There were the usual 18,000 customers inside Williams Arena to watch a state one-class basketball champion determined on March 21, 1970. The unbeaten Sherburn Raiders, from a town of 1,300 and surrounded by farm families, were facing the South St. Paul Packers, so named for the city's stockyards that were distinctive in production and aroma.
Elmer Mulso was a cattle man in Sherburn, and he sent regular shipments of those four-legged critters to South St. Paul to be sacrificed for the taste buds of mankind.
As it turned out, South St. Paul's basketball team was sacrificed to Tom Mulso, the youngest of Elmer's three sons, inside the Barn on a Saturday night a half-century ago.
Mulso scored 39 points, fouled out Packers star Kurt Virgin, and the Raiders put away the big-city opponents in the fourth quarter 78-62.
Roxie Aho wrote the game story for the Minneapolis Sunday Tribune, describing Mulso as "a 6-foot-6 forward who likes to shoot from as far as 30 feet out." Mulso's height was inflated by an inch, although not his shooting range.
"I've wondered a few times how many of those would've been threes," Mulso said a few days ago. "I've never gone as far to watch that game and try to figure it out."

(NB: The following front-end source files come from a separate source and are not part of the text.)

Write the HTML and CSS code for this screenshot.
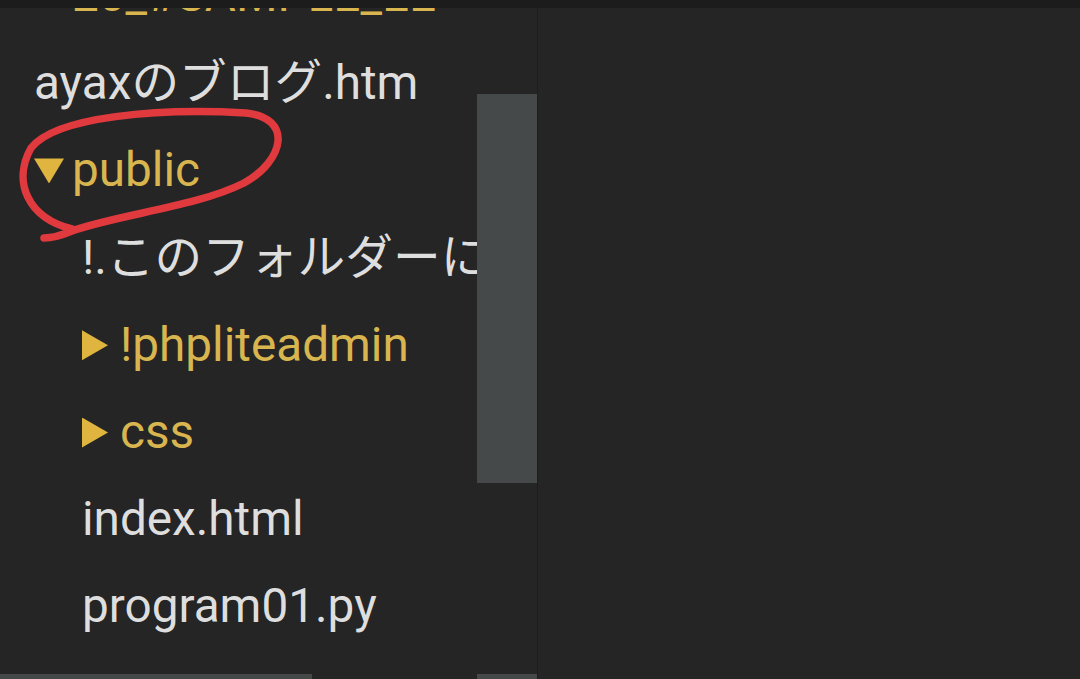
FILE: index.html
```html
<!DOCTYPE html>
<html lang="ja">
<head>
  <meta charset="utf-8">
  <title>Files</title>
  <link rel="stylesheet" href="styles.css">
</head>
<body>
<div class="screen">
  <div class="topbar"></div>
  <div class="panes">
    <div class="side">
      <div class="tree">
        <ul class="files">
          <li class="dir top"><span class="tri open"></span>20_#SAMPLE_EE</li>
          <li class="file">ayaxのブログ.htm</li>
          <li class="dir"><span class="tri open"></span>public</li>
          <li class="file sub">!.このフォルダーについて.txt</li>
          <li class="dir sub"><span class="tri shut"></span>!phpliteadmin</li>
          <li class="dir sub"><span class="tri shut"></span>css</li>
          <li class="file sub">index.html</li>
          <li class="file sub">program01.py</li>
        </ul>
      </div>
      <div class="vscroll"><div class="thumb"></div></div>
      <div class="hscroll"><div class="thumb"></div></div>
      <div class="corner"></div>
    </div>
    <div class="editor"></div>
  </div>
  <svg class="mark" width="300" height="260" viewBox="0 0 300 260">
    <path d="M72 229 C 28 218, 12 182, 31 148 C 56 116, 160 108, 246 113 C 293 118, 285 160, 244 183 C 196 207, 120 214, 72 231 C 60 236, 52 238, 44 238" />
  </svg>
</div>
</body>
</html>
```

FILE: styles.css
```css
html, body { margin: 0; padding: 0; }
body { background-color: #252525; font-family: Roboto, "Noto Sans CJK JP", sans-serif; font-size: 47.7px; color: #dedede; }
.screen { position: relative; width: 1080px; height: 679px; overflow: hidden; display: flex; flex-direction: column; }
.topbar { height: 8px; background-color: #1c1c1c; flex: none; }
.panes { flex: 1; display: flex; min-height: 0; }
.side { width: 537px; display: grid; grid-template-columns: 477px 60px; grid-template-rows: 1fr 5px; border-right: 1px solid #1d1d1d; }
.tree { overflow: hidden; min-height: 0; }
ul.files { list-style-type: none; margin: -58px 0 0 0; padding: 0; white-space: nowrap; }
ul.files li { height: 87.2px; line-height: 87.2px; padding-left: 34px; display: flex; align-items: center; }
ul.files li.top { height: 90.2px; line-height: 90.2px; align-items: flex-start; }
ul.files li.sub { padding-left: 82px; }
ul.files li.dir { color: #d8b54e; }
.tri { display: inline-block; flex: none; background-color: #dfb43f; }
.tri.open { width: 30px; height: 25px; margin-right: 8px; clip-path: polygon(0 0, 100% 0, 50% 100%); }
.tri.shut { width: 26px; height: 30px; margin-right: 12px; clip-path: polygon(0 0, 100% 50%, 0 100%); }
.top .tri { margin-top: 33px; }
.vscroll { padding-top: 86px; }
.vscroll .thumb { height: 389px; background-color: #464949; }
.hscroll .thumb { width: 312px; height: 5px; background-color: #464949; }
.corner { background-color: #464949; }
.editor { flex: 1; background-color: #252525; }
.mark { position: absolute; left: 0; top: 0; }
.mark path { fill: none; stroke: #e0393e; stroke-width: 7.5; stroke-linecap: round; stroke-linejoin: round; }
```
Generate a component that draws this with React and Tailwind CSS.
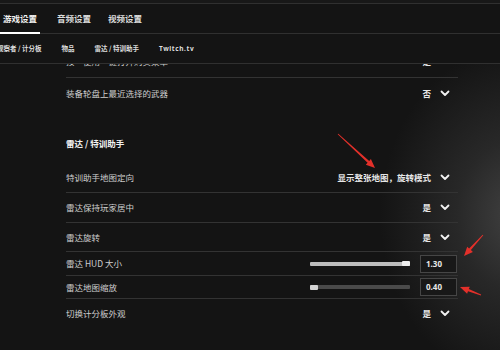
import React from "react";

const font = { fontFamily: '"Noto Sans CJK SC", "Noto Sans", sans-serif' };

const Chevron = () => (
  <svg width="10" height="7" viewBox="0 0 10 7" className="shrink-0">
    <polyline points="1.5,1.5 5,5 8.5,1.5" fill="none" stroke="#f2f2f2" strokeWidth="1.8" strokeLinecap="round" strokeLinejoin="round" />
  </svg>
);

// tapered red annotation arrow, tail -> tip
const Arrow = ({ x1, y1, x2, y2 }) => {
  const dx = x2 - x1;
  const dy = y2 - y1;
  const len = Math.hypot(dx, dy);
  const ux = dx / len;
  const uy = dy / len;
  const nx = -uy;
  const ny = ux;
  const headLen = 9;
  const bx = x2 - ux * headLen;
  const by = y2 - uy * headLen;
  const p = (x, y) => `${x.toFixed(1)},${y.toFixed(1)}`;
  const pts = [
    p(x1 + nx * 0.4, y1 + ny * 0.4),
    p(bx + nx * 1.2, by + ny * 1.2),
    p(bx + nx * 3.8, by + ny * 3.8),
    p(x2, y2),
    p(bx - nx * 3.8, by - ny * 3.8),
    p(bx - nx * 1.2, by - ny * 1.2),
    p(x1 - nx * 0.4, y1 - ny * 0.4),
  ].join(" ");
  return <polygon points={pts} fill="#e3302a" />;
};

const SelectRow = ({ label, value, className }) => (
  <div className={`flex items-center justify-between border-b border-[#333333] ${className}`}>
    <span className="text-[8.5px] text-[#cfcfcf]">{label}</span>
    <div className="flex items-center gap-[9px] pr-[8px]">
      <span className="text-[8.5px] font-bold text-[#e6e6e6]">{value}</span>
      <Chevron />
    </div>
  </div>
);

const SliderRow = ({ label, value, full, className }) => (
  <div className={`flex items-center justify-between border-b border-[#333333] ${className}`}>
    <span className="text-[8.5px] text-[#cfcfcf]">{label}</span>
    <div className="flex items-center gap-[10px] pr-[1px]">
      <div className={`relative w-[100px] h-[4px] rounded-[1px] ${full ? "bg-[#bdbdbd]" : "bg-[#4a4a4a]"}`}>
        <div className={`absolute top-[-0.5px] h-[5px] w-[8px] rounded-[1px] ${full ? "right-0 bg-[#ededed]" : "left-0 bg-[#d4d4d4]"}`} />
      </div>
      <div className="w-[37px] h-[18px] border border-[#464646] bg-[#181818] flex items-center pl-[5px]">
        <span className="text-[8px] font-bold text-[#e8e8e8]" style={{ fontFamily: '"Noto Sans", sans-serif' }}>{value}</span>
      </div>
    </div>
  </div>
);

export default function App() {
  return (
    <div
      className="relative w-[500px] h-[350px] overflow-hidden bg-[#141414] bg-[radial-gradient(ellipse_140px_170px_at_520px_215px,#424242_0%,#282828_45%,rgba(20,20,20,0)_100%)] flex flex-col"
      style={font}
    >
      {/* top strip */}
      <div className="h-[4px] shrink-0 bg-[#181818] border-b border-[#303030]" />

      {/* main tabs */}
      <div className="h-[30px] shrink-0 flex items-stretch gap-[17px] border-b border-[#303030] bg-[#141414]">
        <div className="relative flex items-center px-[3px]">
          <span className="text-[8.5px] font-bold text-[#f0f0f0]">游戏设置</span>
          <span className="absolute left-0 bottom-[-1px] w-full h-[2px] bg-white" />
        </div>
        <div className="flex items-center">
          <span className="text-[8.5px] font-bold text-[#dcdcdc]">音频设置</span>
        </div>
        <div className="flex items-center">
          <span className="text-[8.5px] font-bold text-[#dcdcdc]">视频设置</span>
        </div>
      </div>

      {/* sub tabs */}
      <div className="h-[30px] shrink-0 flex items-center gap-[20px] border-b border-[#303030] bg-[#141414] text-[6.5px] font-bold text-[#dedede]">
        <span className="ml-[-3px]">观察者 / 计分板</span>
        <span>物品</span>
        <span>雷达 / 特训助手</span>
        <span className="tracking-[0.6px]" style={{ fontFamily: '"Noto Sans", sans-serif' }}>Twitch.tv</span>
      </div>

      {/* settings list */}
      <div className="flex-1 overflow-hidden">
        <div className="ml-[66px] w-[392px] flex flex-col">
          <SelectRow className="mt-[-18px] h-[32px]" label="按“使用”键打开购买菜单" value="是" />
          <div className="h-[30px] flex items-center justify-between">
            <span className="text-[8.5px] text-[#cfcfcf]">装备轮盘上最近选择的武器</span>
            <div className="flex items-center gap-[9px] pr-[8px]">
              <span className="text-[8.5px] font-bold text-[#e6e6e6]">否</span>
              <Chevron />
            </div>
          </div>
          <div className="h-[54px] flex items-end pb-[12px]">
            <span className="text-[8.5px] font-bold text-[#f2f2f2]">雷达 / 特训助手</span>
          </div>
          <SelectRow className="h-[31px]" label="特训助手地图定向" value="显示整张地图，旋转模式" />
          <SelectRow className="h-[30px]" label="雷达保持玩家居中" value="是" />
          <SelectRow className="h-[29px]" label="雷达旋转" value="是" />
          <SliderRow className="h-[24px]" label="雷达 HUD 大小" value="1.30" full />
          <SliderRow className="h-[23px]" label="雷达地图缩放" value="0.40" />
          <div className="h-[29px] flex items-center justify-between">
            <span className="text-[8.5px] text-[#cfcfcf]">切换计分板外观</span>
            <div className="flex items-center gap-[9px] pr-[8px]">
              <span className="text-[8.5px] font-bold text-[#e6e6e6]">是</span>
              <Chevron />
            </div>
          </div>
        </div>
      </div>

      {/* red annotation arrows */}
      <svg className="absolute inset-0 pointer-events-none" width="500" height="350">
        <Arrow x1={338} y1={134} x2={375} y2={168} />
        <Arrow x1={483} y1={235} x2={464} y2={256} />
        <Arrow x1={481} y1={295} x2={460} y2={287} />
      </svg>
    </div>
  );
}
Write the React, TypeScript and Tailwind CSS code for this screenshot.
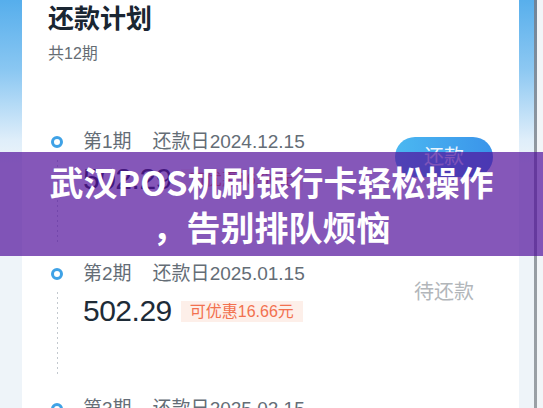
import React from 'react';

const body = { fontFamily: '"Liberation Sans", "Noto Sans CJK SC", sans-serif' };
const cjk = { fontFamily: '"Noto Sans CJK SC", "Liberation Sans", sans-serif' };

type Row = {
  no: number;
  date: string;
  amount: string;
  discount: string;
  pay?: boolean;
};

const rows: Row[] = [
  { no: 1, date: '2024.12.15', amount: '502.29', discount: '16.66', pay: true },
  { no: 2, date: '2025.01.15', amount: '502.29', discount: '16.66' },
  { no: 3, date: '2025.02.15', amount: '502.29', discount: '16.66' },
];

function PlanRow({ row }: { row: Row }) {
  return (
    <div className={`flex shrink-0 pl-[24px] ${row.no === 2 ? 'h-[135px]' : 'h-[132px]'}`}>
      {/* timeline */}
      <div className="flex w-[22px] flex-col items-center">
        <div className="flex h-[24px] items-center">
          <div className="h-[12px] w-[12px] rounded-full border-[3px] border-[#3fa2e6]" />
        </div>
        <div className="mt-[6px] h-[84px] w-px bg-[repeating-linear-gradient(to_bottom,#c3c9cf_0_2px,transparent_2px_5px)]" />
      </div>

      <div className="ml-[15px] flex flex-col">
        <div className="flex text-[19px] leading-[24px] text-[#646d76]">
          <span>第{row.no}期</span>
          <span className="ml-[21px]">还款日{row.date}</span>
        </div>
        <div className="mt-[5px] flex h-[40px] items-center">
          <span className="text-[30px] leading-[40px] tracking-[-0.5px] text-[#1e2b37]">{row.amount}</span>
          <span className="ml-[9px] bg-[#fdefe9] px-[9px] text-[16px] leading-[21px] text-[#f2714f]">
            可优惠{row.discount}元
          </span>
        </div>
      </div>

      <div className="ml-auto mr-[26px] flex w-[98px] flex-col items-center">
        {row.pay ? (
          <div className="mt-[7px] flex h-[40px] w-[98px] items-center justify-center rounded-full bg-[linear-gradient(to_right,#4bb8f1,#3a94ea)] text-[20px] text-white/90">
            还款
          </div>
        ) : (
          <div className="mt-[16px] text-[20px] leading-[28px] text-[#b2b6ba]">待还款</div>
        )}
      </div>
    </div>
  );
}

export default function App() {
  return (
    <div className="relative flex h-[408px] w-[543px] overflow-hidden bg-[#eef4f9]" style={body}>
      {/* left background strip */}
      <div className="w-[22px] shrink-0 bg-[linear-gradient(to_bottom,#56aeec_0px,#8ac7f2_70px,#dfeefa_140px,#eef4f9_165px)]" />

      {/* card */}
      <div className="flex w-[497px] shrink-0 flex-col bg-white">
        <div className="pl-[26px] pt-[3px]">
          <div className="text-[26px] font-bold leading-[32px] text-[#1a2632]">还款计划</div>
          <div className="mt-[9px] text-[16px] leading-[20px] text-[#666d74]">共12期</div>
        </div>
        <div className="mx-[3px] mt-[26px] h-px bg-[#eff1f3]" />
        <div className="mt-[40px] flex flex-col">
          {rows.map((r) => (
            <PlanRow key={r.no} row={r} />
          ))}
        </div>
      </div>

      {/* right edge */}
      <div className="w-[15px] shrink-0 bg-[linear-gradient(to_bottom,#58afec_0px,#8dc8f2_70px,#dfeefa_140px,#eef4f9_165px)]" />
      <div className="w-[3px] shrink-0 bg-[linear-gradient(to_bottom,#6f8499,#939aa1_160px,#9aa0a6)]" />
      <div className="w-[6px] shrink-0 bg-[#f2f5f8]" />

      {/* title banner */}
      <div
        className="absolute left-0 right-0 top-[152px] flex h-[104px] flex-col items-center justify-center bg-[rgba(81,15,155,0.7)] text-[34px] font-bold leading-[45px] text-white"
        style={cjk}
      >
        <div>武汉POS机刷银行卡轻松操作</div>
        <div>，告别排队烦恼</div>
      </div>
    </div>
  );
}
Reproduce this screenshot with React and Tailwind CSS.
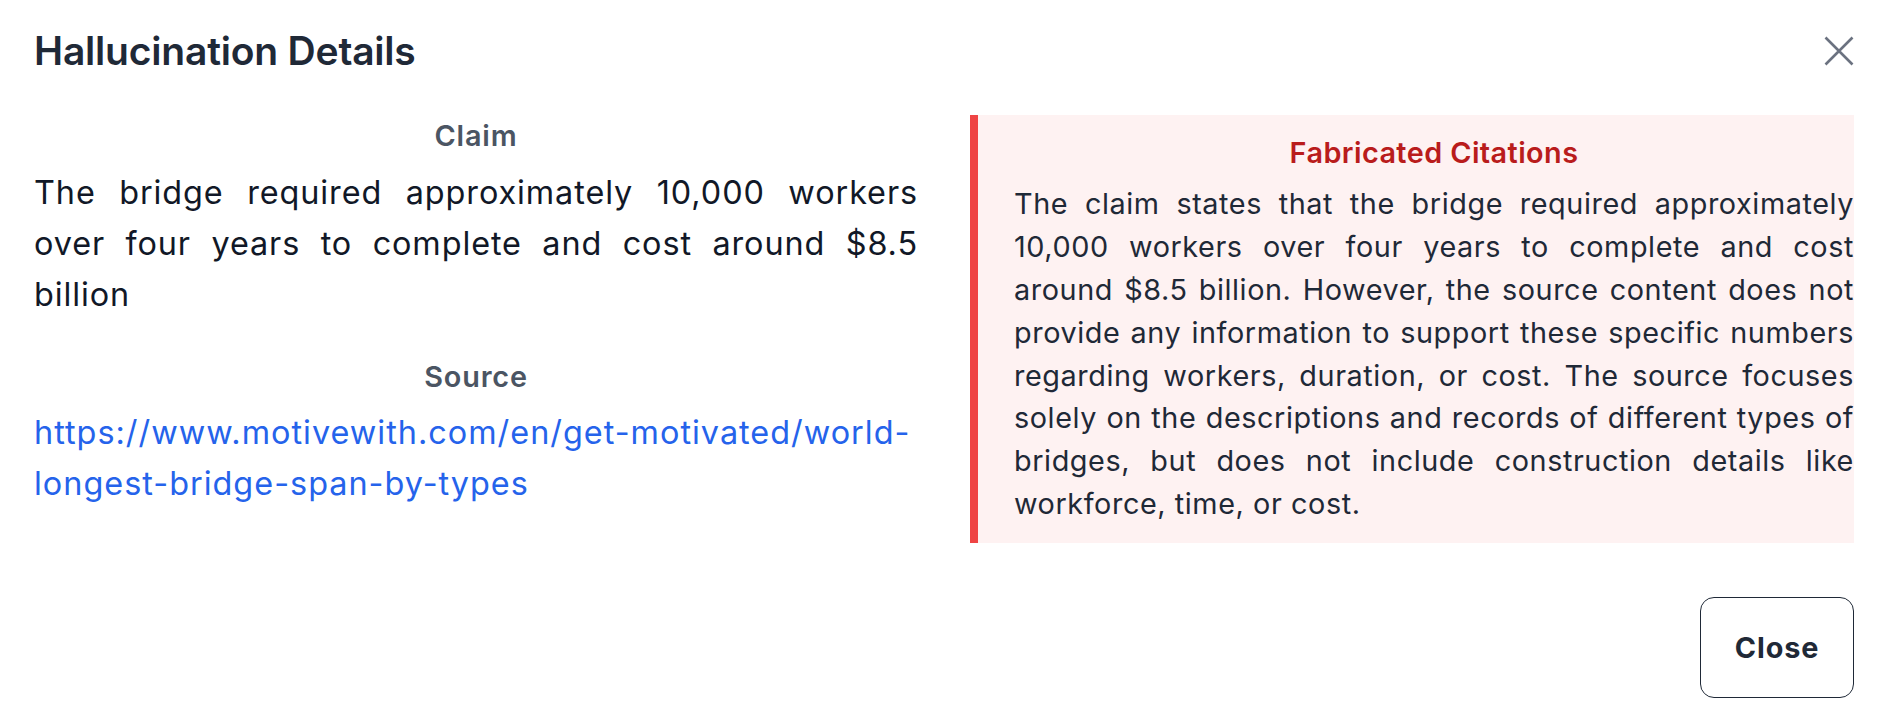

The three-point shot became a staple in high school basketball in fall 1987. Change came to the Minnesota boys' basketball tournament much sooner. A month after another eight-team boys' tourney brought huge crowds to a full-sized Williams, the Minnesota State High School League announced there would be two-class tournaments starting in 1971.
Jeff McCarron, Mulso's 6-5 co-star, said: "We did not know it at the time, but to be the last true one-class winner … there's a history to it that makes our championship more significant for a lot of people."